→ **Description of the task**:
Output the full listing below exactly, without the pictures.

→ **Raw records**:
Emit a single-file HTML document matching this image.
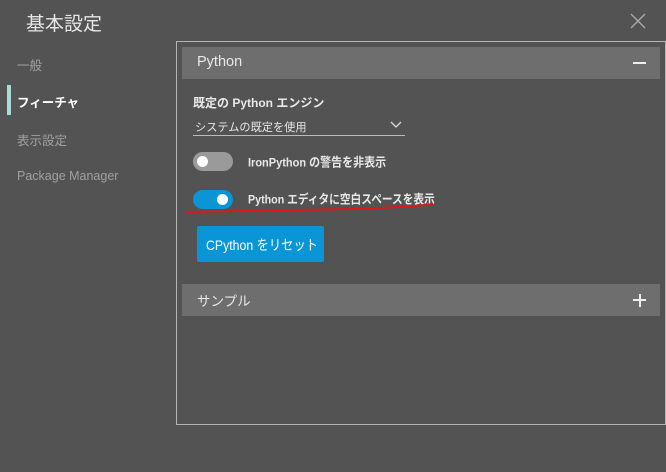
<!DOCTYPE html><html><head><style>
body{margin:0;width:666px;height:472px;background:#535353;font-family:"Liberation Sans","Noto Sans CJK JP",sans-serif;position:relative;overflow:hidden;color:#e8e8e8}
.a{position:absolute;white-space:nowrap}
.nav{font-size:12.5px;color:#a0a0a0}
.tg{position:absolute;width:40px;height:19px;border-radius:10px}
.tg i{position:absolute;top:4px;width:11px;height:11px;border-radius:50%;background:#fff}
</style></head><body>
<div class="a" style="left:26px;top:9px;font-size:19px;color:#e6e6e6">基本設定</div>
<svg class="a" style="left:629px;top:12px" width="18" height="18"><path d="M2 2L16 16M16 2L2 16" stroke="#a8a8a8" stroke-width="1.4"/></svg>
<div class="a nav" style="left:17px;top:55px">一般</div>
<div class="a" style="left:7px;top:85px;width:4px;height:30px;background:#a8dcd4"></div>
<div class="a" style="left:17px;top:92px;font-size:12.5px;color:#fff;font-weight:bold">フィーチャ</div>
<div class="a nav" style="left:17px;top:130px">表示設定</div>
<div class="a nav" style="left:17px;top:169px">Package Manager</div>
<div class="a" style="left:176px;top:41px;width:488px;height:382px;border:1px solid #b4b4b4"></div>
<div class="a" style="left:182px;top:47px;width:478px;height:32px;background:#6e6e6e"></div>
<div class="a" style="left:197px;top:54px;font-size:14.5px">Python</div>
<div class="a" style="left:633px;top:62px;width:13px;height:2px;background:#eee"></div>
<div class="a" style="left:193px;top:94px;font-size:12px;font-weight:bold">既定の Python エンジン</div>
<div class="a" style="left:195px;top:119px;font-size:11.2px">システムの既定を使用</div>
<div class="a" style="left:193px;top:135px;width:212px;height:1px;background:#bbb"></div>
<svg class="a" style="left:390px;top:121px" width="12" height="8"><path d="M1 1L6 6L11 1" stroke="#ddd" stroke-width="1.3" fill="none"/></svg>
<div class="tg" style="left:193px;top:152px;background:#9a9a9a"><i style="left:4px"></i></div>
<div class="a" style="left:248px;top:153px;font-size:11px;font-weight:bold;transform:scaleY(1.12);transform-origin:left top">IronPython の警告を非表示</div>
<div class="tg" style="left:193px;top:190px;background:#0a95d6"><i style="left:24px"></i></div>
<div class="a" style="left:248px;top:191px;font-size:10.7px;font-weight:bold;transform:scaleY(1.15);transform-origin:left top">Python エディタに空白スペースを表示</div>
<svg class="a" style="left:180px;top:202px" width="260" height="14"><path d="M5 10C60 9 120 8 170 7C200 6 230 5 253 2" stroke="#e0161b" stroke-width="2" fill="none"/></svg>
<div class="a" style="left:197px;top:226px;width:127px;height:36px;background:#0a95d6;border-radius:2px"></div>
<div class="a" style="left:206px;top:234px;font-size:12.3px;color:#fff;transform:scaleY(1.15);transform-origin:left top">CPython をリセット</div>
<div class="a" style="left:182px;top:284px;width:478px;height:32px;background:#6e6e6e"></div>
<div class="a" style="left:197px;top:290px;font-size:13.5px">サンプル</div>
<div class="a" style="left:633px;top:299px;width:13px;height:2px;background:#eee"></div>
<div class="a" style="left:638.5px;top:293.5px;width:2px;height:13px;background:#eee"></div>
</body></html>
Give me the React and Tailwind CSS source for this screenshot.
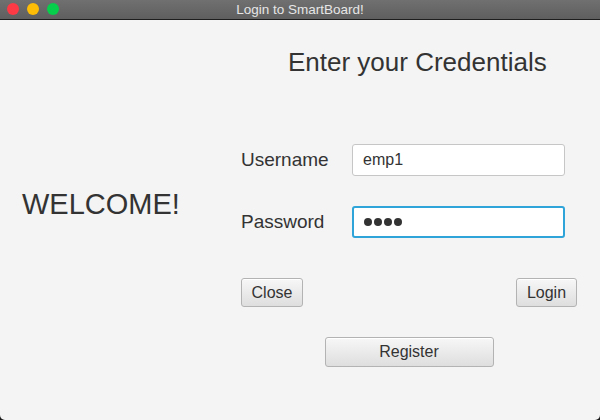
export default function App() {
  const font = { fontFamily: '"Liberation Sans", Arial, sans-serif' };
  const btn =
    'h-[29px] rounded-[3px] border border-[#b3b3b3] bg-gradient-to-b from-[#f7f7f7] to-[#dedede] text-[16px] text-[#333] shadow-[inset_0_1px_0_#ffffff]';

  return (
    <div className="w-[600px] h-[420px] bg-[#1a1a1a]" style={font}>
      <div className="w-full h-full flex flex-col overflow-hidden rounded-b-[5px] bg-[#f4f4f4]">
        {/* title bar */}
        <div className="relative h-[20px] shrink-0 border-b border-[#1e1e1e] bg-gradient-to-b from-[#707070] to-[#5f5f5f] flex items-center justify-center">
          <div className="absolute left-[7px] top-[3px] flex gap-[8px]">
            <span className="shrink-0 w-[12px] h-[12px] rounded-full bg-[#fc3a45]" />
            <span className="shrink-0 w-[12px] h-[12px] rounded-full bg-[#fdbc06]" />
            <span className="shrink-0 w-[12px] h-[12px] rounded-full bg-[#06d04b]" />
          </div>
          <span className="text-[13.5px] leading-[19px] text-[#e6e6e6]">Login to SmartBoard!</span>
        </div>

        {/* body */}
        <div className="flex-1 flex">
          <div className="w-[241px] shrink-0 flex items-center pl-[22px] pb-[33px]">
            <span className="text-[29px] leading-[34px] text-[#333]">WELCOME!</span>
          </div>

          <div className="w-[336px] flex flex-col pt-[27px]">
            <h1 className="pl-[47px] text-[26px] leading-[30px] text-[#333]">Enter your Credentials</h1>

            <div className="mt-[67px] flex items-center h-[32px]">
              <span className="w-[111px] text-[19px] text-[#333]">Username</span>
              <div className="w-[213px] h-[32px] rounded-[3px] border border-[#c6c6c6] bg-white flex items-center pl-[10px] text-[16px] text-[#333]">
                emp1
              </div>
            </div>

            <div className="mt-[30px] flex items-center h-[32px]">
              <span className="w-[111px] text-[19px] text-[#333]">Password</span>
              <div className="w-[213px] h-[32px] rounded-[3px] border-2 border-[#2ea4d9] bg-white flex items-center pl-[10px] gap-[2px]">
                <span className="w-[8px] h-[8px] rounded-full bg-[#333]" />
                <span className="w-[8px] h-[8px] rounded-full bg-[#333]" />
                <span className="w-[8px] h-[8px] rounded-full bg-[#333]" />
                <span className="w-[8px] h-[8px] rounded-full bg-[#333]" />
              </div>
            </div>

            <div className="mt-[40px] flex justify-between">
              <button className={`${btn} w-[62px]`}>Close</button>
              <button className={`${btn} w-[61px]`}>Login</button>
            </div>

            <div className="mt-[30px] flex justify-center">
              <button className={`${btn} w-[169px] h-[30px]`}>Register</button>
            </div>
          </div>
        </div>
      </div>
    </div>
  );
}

→ **Output**:
Emit a single-file HTML document matching this image.
<!DOCTYPE html><html><head><style>
body{margin:0;width:666px;height:472px;background:#535353;font-family:"Liberation Sans","Noto Sans CJK JP",sans-serif;position:relative;overflow:hidden;color:#e8e8e8}
.a{position:absolute;white-space:nowrap}
.nav{font-size:12.5px;color:#a0a0a0}
.tg{position:absolute;width:40px;height:19px;border-radius:10px}
.tg i{position:absolute;top:4px;width:11px;height:11px;border-radius:50%;background:#fff}
</style></head><body>
<div class="a" style="left:26px;top:9px;font-size:19px;color:#e6e6e6">基本設定</div>
<svg class="a" style="left:629px;top:12px" width="18" height="18"><path d="M2 2L16 16M16 2L2 16" stroke="#a8a8a8" stroke-width="1.4"/></svg>
<div class="a nav" style="left:17px;top:55px">一般</div>
<div class="a" style="left:7px;top:85px;width:4px;height:30px;background:#a8dcd4"></div>
<div class="a" style="left:17px;top:92px;font-size:12.5px;color:#fff;font-weight:bold">フィーチャ</div>
<div class="a nav" style="left:17px;top:130px">表示設定</div>
<div class="a nav" style="left:17px;top:169px">Package Manager</div>
<div class="a" style="left:176px;top:41px;width:488px;height:382px;border:1px solid #b4b4b4"></div>
<div class="a" style="left:182px;top:47px;width:478px;height:32px;background:#6e6e6e"></div>
<div class="a" style="left:197px;top:54px;font-size:14.5px">Python</div>
<div class="a" style="left:633px;top:62px;width:13px;height:2px;background:#eee"></div>
<div class="a" style="left:193px;top:94px;font-size:12px;font-weight:bold">既定の Python エンジン</div>
<div class="a" style="left:195px;top:119px;font-size:11.2px">システムの既定を使用</div>
<div class="a" style="left:193px;top:135px;width:212px;height:1px;background:#bbb"></div>
<svg class="a" style="left:390px;top:121px" width="12" height="8"><path d="M1 1L6 6L11 1" stroke="#ddd" stroke-width="1.3" fill="none"/></svg>
<div class="tg" style="left:193px;top:152px;background:#9a9a9a"><i style="left:4px"></i></div>
<div class="a" style="left:248px;top:153px;font-size:11px;font-weight:bold;transform:scaleY(1.12);transform-origin:left top">IronPython の警告を非表示</div>
<div class="tg" style="left:193px;top:190px;background:#0a95d6"><i style="left:24px"></i></div>
<div class="a" style="left:248px;top:191px;font-size:10.7px;font-weight:bold;transform:scaleY(1.15);transform-origin:left top">Python エディタに空白スペースを表示</div>
<svg class="a" style="left:180px;top:202px" width="260" height="14"><path d="M5 10C60 9 120 8 170 7C200 6 230 5 253 2" stroke="#e0161b" stroke-width="2" fill="none"/></svg>
<div class="a" style="left:197px;top:226px;width:127px;height:36px;background:#0a95d6;border-radius:2px"></div>
<div class="a" style="left:206px;top:234px;font-size:12.3px;color:#fff;transform:scaleY(1.15);transform-origin:left top">CPython をリセット</div>
<div class="a" style="left:182px;top:284px;width:478px;height:32px;background:#6e6e6e"></div>
<div class="a" style="left:197px;top:290px;font-size:13.5px">サンプル</div>
<div class="a" style="left:633px;top:299px;width:13px;height:2px;background:#eee"></div>
<div class="a" style="left:638.5px;top:293.5px;width:2px;height:13px;background:#eee"></div>
</body></html>
Give me the React and Tailwind CSS source for this screenshot.
export default function App() {
  const font = { fontFamily: '"Liberation Sans", Arial, sans-serif' };
  const btn =
    'h-[29px] rounded-[3px] border border-[#b3b3b3] bg-gradient-to-b from-[#f7f7f7] to-[#dedede] text-[16px] text-[#333] shadow-[inset_0_1px_0_#ffffff]';

  return (
    <div className="w-[600px] h-[420px] bg-[#1a1a1a]" style={font}>
      <div className="w-full h-full flex flex-col overflow-hidden rounded-b-[5px] bg-[#f4f4f4]">
        {/* title bar */}
        <div className="relative h-[20px] shrink-0 border-b border-[#1e1e1e] bg-gradient-to-b from-[#707070] to-[#5f5f5f] flex items-center justify-center">
          <div className="absolute left-[7px] top-[3px] flex gap-[8px]">
            <span className="shrink-0 w-[12px] h-[12px] rounded-full bg-[#fc3a45]" />
            <span className="shrink-0 w-[12px] h-[12px] rounded-full bg-[#fdbc06]" />
            <span className="shrink-0 w-[12px] h-[12px] rounded-full bg-[#06d04b]" />
          </div>
          <span className="text-[13.5px] leading-[19px] text-[#e6e6e6]">Login to SmartBoard!</span>
        </div>

        {/* body */}
        <div className="flex-1 flex">
          <div className="w-[241px] shrink-0 flex items-center pl-[22px] pb-[33px]">
            <span className="text-[29px] leading-[34px] text-[#333]">WELCOME!</span>
          </div>

          <div className="w-[336px] flex flex-col pt-[27px]">
            <h1 className="pl-[47px] text-[26px] leading-[30px] text-[#333]">Enter your Credentials</h1>

            <div className="mt-[67px] flex items-center h-[32px]">
              <span className="w-[111px] text-[19px] text-[#333]">Username</span>
              <div className="w-[213px] h-[32px] rounded-[3px] border border-[#c6c6c6] bg-white flex items-center pl-[10px] text-[16px] text-[#333]">
                emp1
              </div>
            </div>

            <div className="mt-[30px] flex items-center h-[32px]">
              <span className="w-[111px] text-[19px] text-[#333]">Password</span>
              <div className="w-[213px] h-[32px] rounded-[3px] border-2 border-[#2ea4d9] bg-white flex items-center pl-[10px] gap-[2px]">
                <span className="w-[8px] h-[8px] rounded-full bg-[#333]" />
                <span className="w-[8px] h-[8px] rounded-full bg-[#333]" />
                <span className="w-[8px] h-[8px] rounded-full bg-[#333]" />
                <span className="w-[8px] h-[8px] rounded-full bg-[#333]" />
              </div>
            </div>

            <div className="mt-[40px] flex justify-between">
              <button className={`${btn} w-[62px]`}>Close</button>
              <button className={`${btn} w-[61px]`}>Login</button>
            </div>

            <div className="mt-[30px] flex justify-center">
              <button className={`${btn} w-[169px] h-[30px]`}>Register</button>
            </div>
          </div>
        </div>
      </div>
    </div>
  );
}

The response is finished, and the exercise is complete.